▶ **To do**:
Return all lines below containing the word "that".

===== Records for processing =====

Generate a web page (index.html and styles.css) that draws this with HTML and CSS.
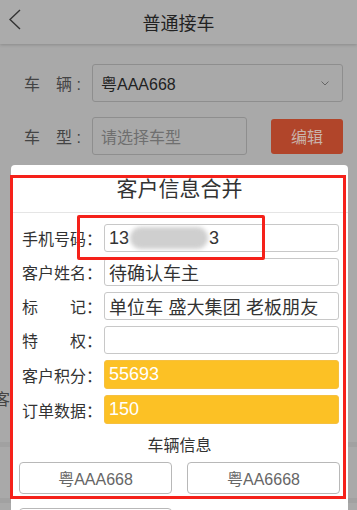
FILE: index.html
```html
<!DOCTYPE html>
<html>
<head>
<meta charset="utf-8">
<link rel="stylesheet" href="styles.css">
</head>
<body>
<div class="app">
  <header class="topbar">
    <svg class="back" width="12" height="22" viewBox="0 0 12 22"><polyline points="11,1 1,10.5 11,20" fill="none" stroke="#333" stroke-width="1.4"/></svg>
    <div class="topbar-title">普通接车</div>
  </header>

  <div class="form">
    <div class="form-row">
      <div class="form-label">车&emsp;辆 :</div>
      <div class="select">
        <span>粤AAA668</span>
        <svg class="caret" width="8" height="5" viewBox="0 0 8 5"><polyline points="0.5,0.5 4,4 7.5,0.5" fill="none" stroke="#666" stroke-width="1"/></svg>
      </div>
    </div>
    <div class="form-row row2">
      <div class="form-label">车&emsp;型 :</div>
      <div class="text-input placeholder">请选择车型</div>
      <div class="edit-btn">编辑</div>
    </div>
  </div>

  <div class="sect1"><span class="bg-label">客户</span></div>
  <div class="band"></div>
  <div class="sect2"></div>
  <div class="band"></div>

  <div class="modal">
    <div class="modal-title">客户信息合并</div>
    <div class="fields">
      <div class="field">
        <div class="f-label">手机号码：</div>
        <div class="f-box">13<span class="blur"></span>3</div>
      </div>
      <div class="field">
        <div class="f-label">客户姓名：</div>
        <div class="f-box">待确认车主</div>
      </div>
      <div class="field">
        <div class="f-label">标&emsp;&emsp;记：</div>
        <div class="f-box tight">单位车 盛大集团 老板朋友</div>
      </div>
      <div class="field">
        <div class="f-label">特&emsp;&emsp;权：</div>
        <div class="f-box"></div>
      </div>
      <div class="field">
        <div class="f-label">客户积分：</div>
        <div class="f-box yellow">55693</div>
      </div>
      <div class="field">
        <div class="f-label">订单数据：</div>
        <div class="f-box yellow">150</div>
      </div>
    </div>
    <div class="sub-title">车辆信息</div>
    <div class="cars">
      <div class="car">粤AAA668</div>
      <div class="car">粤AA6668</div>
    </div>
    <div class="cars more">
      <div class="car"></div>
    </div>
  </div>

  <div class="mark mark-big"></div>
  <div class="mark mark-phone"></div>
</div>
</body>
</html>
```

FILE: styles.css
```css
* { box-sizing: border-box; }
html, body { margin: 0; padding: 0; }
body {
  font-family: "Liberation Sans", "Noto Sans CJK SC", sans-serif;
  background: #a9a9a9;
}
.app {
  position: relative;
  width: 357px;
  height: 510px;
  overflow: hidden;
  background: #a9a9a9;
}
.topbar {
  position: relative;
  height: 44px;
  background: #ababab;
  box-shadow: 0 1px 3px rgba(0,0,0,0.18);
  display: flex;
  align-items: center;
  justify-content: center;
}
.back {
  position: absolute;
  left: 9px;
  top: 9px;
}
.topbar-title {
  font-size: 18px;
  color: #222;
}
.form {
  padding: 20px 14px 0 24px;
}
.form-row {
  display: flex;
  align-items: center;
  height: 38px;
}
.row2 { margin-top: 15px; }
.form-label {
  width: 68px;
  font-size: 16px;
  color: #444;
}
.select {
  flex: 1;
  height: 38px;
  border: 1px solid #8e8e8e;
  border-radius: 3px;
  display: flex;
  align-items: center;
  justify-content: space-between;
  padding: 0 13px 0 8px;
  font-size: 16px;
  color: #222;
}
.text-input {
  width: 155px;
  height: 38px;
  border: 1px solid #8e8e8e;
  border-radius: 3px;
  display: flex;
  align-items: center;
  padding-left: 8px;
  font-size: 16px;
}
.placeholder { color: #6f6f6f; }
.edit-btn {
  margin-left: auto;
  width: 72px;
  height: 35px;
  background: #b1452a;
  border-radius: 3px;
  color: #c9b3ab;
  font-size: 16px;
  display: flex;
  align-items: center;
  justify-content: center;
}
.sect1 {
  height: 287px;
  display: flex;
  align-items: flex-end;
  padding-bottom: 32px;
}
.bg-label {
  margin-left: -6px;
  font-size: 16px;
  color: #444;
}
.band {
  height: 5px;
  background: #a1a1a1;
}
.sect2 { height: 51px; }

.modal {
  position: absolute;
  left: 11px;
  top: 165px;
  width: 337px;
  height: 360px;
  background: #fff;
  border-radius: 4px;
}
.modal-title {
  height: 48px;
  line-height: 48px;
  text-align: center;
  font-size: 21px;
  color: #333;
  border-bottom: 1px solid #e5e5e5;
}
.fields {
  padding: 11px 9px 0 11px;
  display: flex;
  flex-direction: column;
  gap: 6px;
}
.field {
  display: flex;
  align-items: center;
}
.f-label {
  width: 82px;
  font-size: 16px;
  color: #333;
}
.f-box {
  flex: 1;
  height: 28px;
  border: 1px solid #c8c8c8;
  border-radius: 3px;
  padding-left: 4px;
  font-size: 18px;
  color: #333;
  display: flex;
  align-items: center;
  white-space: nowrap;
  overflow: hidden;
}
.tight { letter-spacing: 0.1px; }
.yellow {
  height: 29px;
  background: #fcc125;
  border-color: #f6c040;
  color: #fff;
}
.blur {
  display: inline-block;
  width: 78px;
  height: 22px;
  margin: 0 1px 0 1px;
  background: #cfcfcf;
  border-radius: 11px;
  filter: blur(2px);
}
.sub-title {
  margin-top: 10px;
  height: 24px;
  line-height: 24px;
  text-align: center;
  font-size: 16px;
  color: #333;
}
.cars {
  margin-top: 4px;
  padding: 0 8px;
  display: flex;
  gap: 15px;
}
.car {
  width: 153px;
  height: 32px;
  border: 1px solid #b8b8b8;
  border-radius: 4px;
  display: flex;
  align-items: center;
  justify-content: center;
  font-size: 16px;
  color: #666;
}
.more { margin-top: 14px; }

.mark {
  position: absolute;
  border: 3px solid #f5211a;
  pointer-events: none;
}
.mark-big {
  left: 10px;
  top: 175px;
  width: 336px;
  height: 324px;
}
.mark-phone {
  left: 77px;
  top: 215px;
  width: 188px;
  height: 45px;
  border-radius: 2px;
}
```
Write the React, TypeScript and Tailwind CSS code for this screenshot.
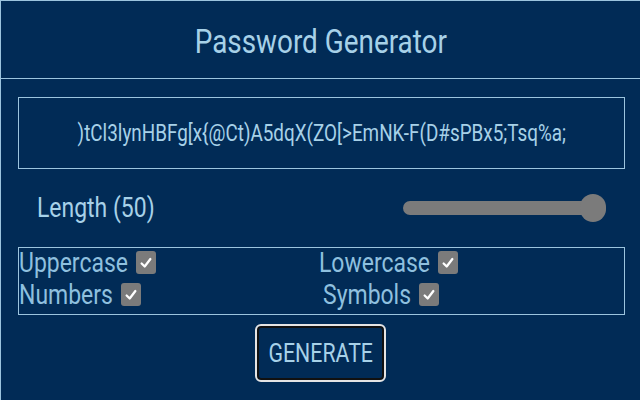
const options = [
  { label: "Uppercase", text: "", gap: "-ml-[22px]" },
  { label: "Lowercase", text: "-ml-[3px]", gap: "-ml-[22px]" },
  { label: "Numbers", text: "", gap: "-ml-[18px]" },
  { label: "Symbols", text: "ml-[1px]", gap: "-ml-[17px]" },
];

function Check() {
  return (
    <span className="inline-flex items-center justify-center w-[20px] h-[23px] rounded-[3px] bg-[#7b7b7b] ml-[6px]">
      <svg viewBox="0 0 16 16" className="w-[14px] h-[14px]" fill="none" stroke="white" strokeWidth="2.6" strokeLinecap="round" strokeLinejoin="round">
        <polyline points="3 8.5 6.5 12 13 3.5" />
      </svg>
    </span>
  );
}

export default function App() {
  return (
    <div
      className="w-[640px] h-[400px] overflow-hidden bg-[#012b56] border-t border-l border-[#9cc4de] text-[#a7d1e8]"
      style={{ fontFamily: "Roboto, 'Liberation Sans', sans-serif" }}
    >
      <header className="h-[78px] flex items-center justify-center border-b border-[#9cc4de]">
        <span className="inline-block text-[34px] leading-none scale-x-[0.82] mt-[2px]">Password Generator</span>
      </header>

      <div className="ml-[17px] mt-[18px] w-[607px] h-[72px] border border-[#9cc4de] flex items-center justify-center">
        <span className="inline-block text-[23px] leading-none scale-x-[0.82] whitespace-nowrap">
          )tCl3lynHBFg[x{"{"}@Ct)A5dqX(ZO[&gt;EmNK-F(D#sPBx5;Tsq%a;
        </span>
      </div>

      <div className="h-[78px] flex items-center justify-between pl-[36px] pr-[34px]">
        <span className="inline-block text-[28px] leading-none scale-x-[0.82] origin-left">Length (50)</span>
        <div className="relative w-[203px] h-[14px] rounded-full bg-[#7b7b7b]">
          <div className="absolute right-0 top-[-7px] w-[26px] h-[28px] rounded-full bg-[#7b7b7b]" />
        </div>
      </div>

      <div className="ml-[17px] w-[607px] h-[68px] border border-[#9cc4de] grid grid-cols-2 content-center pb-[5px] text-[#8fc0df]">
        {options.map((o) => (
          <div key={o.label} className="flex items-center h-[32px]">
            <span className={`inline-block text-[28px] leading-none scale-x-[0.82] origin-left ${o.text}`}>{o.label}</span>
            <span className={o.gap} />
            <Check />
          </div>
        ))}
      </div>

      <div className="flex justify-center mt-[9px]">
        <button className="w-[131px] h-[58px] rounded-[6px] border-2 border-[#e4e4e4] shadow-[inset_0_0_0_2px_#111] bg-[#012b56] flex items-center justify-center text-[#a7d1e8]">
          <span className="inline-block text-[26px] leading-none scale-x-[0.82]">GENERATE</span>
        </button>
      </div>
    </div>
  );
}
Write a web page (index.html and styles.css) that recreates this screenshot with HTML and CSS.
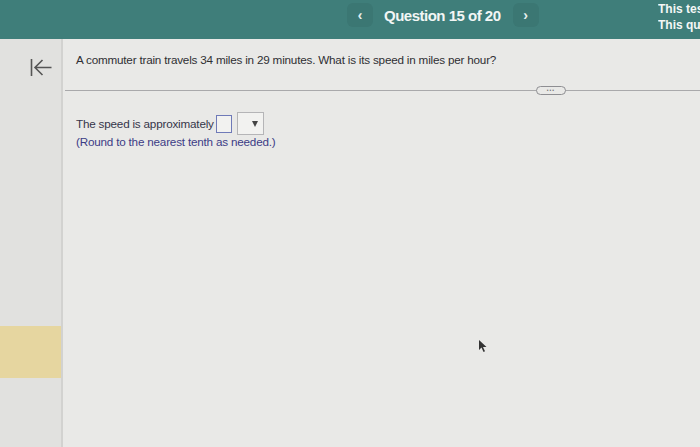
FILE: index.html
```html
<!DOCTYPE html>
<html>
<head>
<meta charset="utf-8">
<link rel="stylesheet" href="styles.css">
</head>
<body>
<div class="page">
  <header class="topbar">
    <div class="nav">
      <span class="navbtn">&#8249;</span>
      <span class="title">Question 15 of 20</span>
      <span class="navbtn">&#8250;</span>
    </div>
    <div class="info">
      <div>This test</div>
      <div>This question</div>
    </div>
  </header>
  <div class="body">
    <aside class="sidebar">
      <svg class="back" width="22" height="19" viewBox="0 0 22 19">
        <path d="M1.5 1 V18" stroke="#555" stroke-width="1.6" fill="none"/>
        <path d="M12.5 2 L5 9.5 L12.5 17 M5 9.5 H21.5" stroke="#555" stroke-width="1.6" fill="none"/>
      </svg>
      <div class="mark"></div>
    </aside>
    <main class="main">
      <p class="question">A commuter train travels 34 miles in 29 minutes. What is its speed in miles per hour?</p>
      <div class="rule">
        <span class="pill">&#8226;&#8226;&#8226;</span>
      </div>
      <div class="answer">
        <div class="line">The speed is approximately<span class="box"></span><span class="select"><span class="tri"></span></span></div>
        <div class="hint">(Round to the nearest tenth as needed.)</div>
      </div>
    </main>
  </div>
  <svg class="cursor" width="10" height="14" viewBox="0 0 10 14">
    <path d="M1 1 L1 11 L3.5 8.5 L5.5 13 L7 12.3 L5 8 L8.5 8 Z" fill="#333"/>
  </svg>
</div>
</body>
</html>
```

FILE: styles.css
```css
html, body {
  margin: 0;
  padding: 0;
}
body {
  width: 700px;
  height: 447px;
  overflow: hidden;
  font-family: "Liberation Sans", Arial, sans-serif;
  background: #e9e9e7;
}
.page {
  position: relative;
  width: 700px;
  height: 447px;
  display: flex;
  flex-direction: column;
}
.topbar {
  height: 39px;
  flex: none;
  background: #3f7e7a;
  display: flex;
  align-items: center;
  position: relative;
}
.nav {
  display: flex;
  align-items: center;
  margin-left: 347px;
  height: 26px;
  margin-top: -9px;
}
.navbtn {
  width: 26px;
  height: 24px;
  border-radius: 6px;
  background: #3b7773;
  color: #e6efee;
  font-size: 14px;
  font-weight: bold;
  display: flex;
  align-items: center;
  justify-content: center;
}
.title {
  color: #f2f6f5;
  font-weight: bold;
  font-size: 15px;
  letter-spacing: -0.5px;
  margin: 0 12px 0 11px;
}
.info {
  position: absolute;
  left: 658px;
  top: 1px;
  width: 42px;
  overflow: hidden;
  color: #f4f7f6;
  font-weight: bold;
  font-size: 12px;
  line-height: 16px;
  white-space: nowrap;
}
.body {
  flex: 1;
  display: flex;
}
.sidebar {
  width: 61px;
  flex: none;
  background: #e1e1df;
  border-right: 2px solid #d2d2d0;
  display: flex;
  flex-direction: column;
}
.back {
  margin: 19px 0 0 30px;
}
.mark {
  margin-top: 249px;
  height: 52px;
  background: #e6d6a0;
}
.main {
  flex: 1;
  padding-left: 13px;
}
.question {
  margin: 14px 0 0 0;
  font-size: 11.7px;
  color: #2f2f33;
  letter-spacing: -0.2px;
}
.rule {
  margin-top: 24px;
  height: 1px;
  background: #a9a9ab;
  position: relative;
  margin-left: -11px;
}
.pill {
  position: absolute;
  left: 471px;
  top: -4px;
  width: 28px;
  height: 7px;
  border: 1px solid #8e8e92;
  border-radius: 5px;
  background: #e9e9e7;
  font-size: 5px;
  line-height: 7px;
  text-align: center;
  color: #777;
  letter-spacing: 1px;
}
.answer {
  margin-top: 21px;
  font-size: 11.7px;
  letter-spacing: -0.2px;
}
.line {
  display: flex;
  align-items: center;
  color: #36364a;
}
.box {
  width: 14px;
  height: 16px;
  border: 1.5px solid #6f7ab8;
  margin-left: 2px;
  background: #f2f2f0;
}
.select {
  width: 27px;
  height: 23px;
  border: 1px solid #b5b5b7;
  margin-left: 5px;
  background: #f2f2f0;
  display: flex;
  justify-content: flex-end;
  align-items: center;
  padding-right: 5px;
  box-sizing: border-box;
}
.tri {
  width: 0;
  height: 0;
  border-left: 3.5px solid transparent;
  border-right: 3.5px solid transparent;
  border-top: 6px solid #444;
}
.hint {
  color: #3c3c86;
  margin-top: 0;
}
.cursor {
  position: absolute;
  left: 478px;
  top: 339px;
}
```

=====

▶ **Correct answer**:
Generate a web page (index.html and styles.css) that draws this with HTML and CSS.
Write a web page (index.html and styles.css) that recreates this screenshot with HTML and CSS.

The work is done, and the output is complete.